Someone, stick a fork in me… I think I am done.
Sometimes, life just beats a person down so far that you don’t even remember why you made the decisions you once thought was the right thing to do. And, I think I am getting to that point. Every day is a test of patience and endurance. Most people get the luxury of having this feeling after many years of monotonous life. However, Juba seems to accelerate that process ten-fold.
I’m starting to see the signs — I’m pissed off at everyone I live/work with, every little set back is becoming a bigger and bigger setback to the point where I have to throw my hands in the air and, really, just cry.

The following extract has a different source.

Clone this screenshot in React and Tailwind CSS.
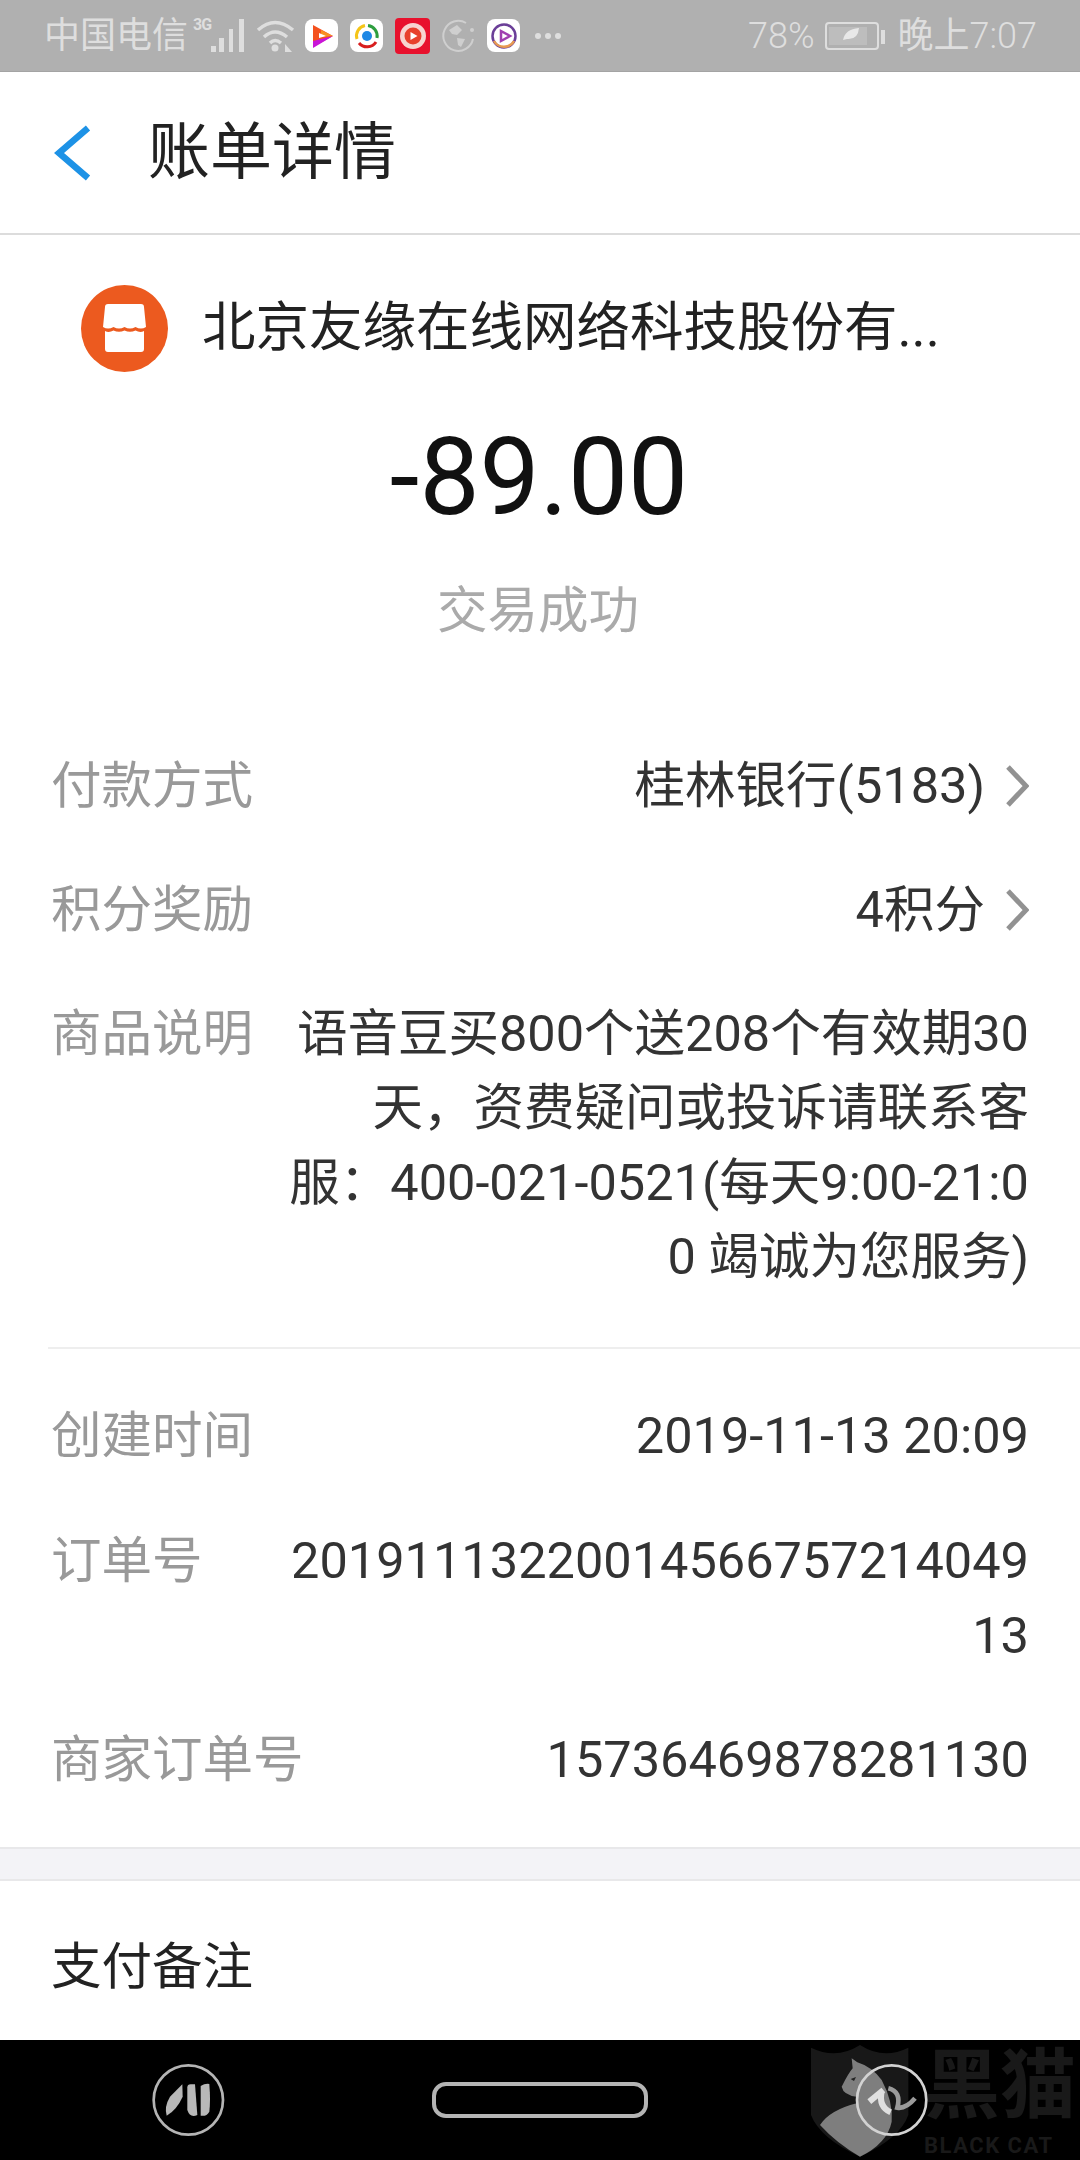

It’s time to get out. A real plan must be made. I’m tired of being the ‘good trooper’ and being the one that everyone can count on – especially when I am trying to be the person who sacrifices for the greater good and there seems to be no reciprocity.
At one time, I thought that I could make it a couple of years — after all, the money is good and the work was interesting. Now, the money is still good, but the quality of life is the pits. The more people that show up, the more needs there are and the more that people seem to want a piece of me. And, quite frankly, there isn’t that much of me that is left to give.
I’m saving everything I have of myself for someone else — that person is the one that I am living for right now (and he knows who he is). The exit strategy that is being put in place is all about getting to him and to living a life that I know others are living. I want a place of my own. I want to go out to eat. I’m tired of explaining how to use cell phones in the worst communications place on the planet. And, I’m tired of having only one quality hour of internet a day.
I’m at the end of the proverbial rope. My patience is thin. I’m just plain over it.
Now, it’s just time to do something about it.